CREDIT RATINGS. Credit ratings issued by credit-rating agencies evaluate the
safety of principal and interest payments of rated securities. They do not,
however, evaluate the market value risk of lower-quality securities and,
therefore, may not fully reflect the true risks of an investment. In addition,
credit rating agencies may or may not make timely changes in a rating to reflect
changes in the economy or in the condition of the issuer that affect the market
value of the security. Consequently, credit ratings are used only as a
preliminary indicator of investment quality. Investments in lower-quality and
comparable unrated securities will be more dependent on the Sub-Adviser's credit
analysis than would be the case with investments in investment-grade debt
securities. The Sub-Advisers employ their own credit research and analysis,
which includes a study of existing debt, capital structure, ability to service
debt and to pay dividends, the issuer's sensitivity to economic conditions, its
operating history and the current trend of earnings. The Sub-Advisers
continually monitor the investments in each Portfolio's portfolio and carefully
evaluate whether to dispose of or to retain lower-quality and comparable unrated
securities whose credit ratings or credit quality may have changed.

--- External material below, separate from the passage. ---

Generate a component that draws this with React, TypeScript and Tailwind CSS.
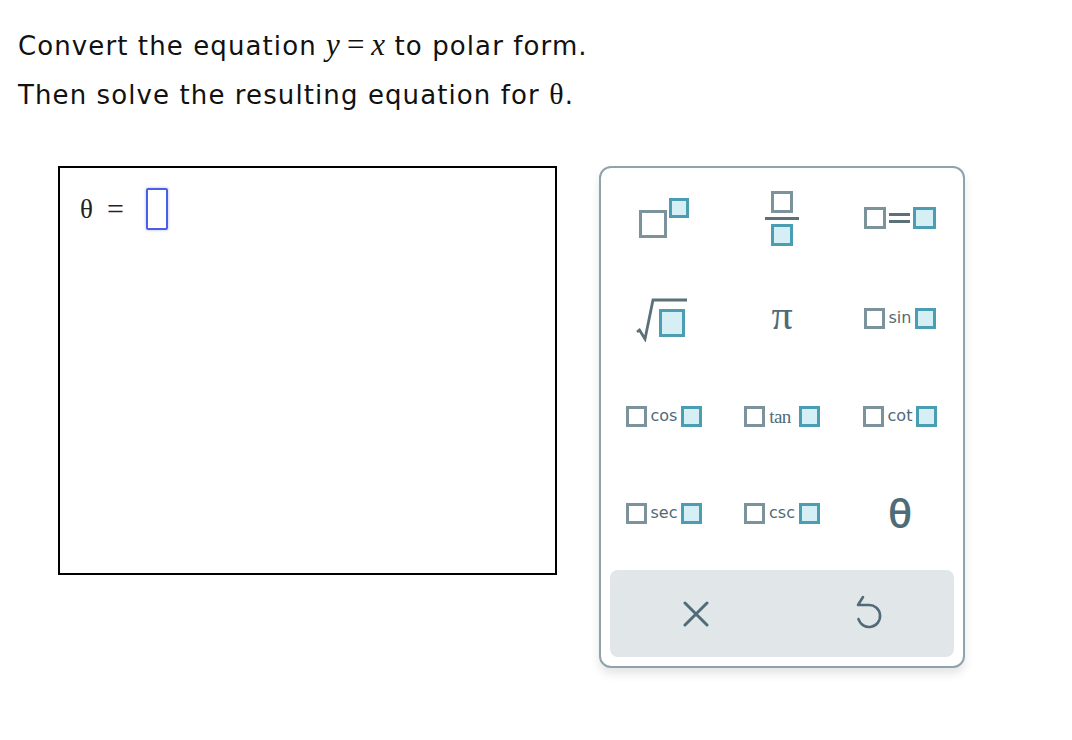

LIQUIDITY AND VALUATION. A Portfolio may have difficulty disposing of certain
lower-quality and comparable unrated securities because there may be a thin
trading market for such securities. Because not all dealers maintain markets in
all lower-quality and comparable unrated securities, there is no established
retail secondary market for many of these securities. The Portfolios anticipate
that such securities could be sold only to a limited number of dealers or
institutional investors. To the extent a secondary trading market does exist, it
is generally not as liquid as the secondary market for higher-rated securities.
The lack of a liquid secondary market may have an adverse impact on the market
price of the security. As a result, the Portfolio's asset value and ability to
dispose of particular securities, when necessary to meet the Portfolio's
liquidity needs or in response to a specific economic event, may be impacted.
The lack of a liquid secondary market for certain securities may also make it
more difficult for a Portfolio to obtain accurate market quotations for purposes
of valuing the Portfolio's investments. Market quotations are generally
available on many lower-quality and comparable unrated issues only from a
limited number of dealers and may not necessarily represent firm bids of such
dealers or prices for actual sales. During periods of thin trading, the spread
between bid and asked prices is likely to increase significantly. In addition,
adverse publicity and investor perceptions, whether or not based on fundamental
analysis, may decrease the values and liquidity of lower-quality and comparable
unrated securities, especially in a thinly traded market.
LEGISLATION. Legislation has been adopted, and from time to time proposals have
been discussed, regarding new legislation designed to limit the use of certain
lower-quality and comparable unrated securities by certain issuers. An example
of legislation is a law which requires federally insured savings and loan
associations to divest their investments in these securities over time. It is
not currently possible to determine the impact of any proposed legislation on
the lower-quality and comparable unrated securities market. However, it is
anticipated that if additional legislation is enacted or proposed, it could have
a material affect on the value of these securities and the existence of a
secondary trading market for the securities.
U.S. GOVERNMENT OBLIGATIONS
U.S. Government Obligations include bills, notes, bonds, and other debt
securities issued by the U.S. Treasury. These are direct obligations of the U.S.
Government and differ mainly in the length of their maturities.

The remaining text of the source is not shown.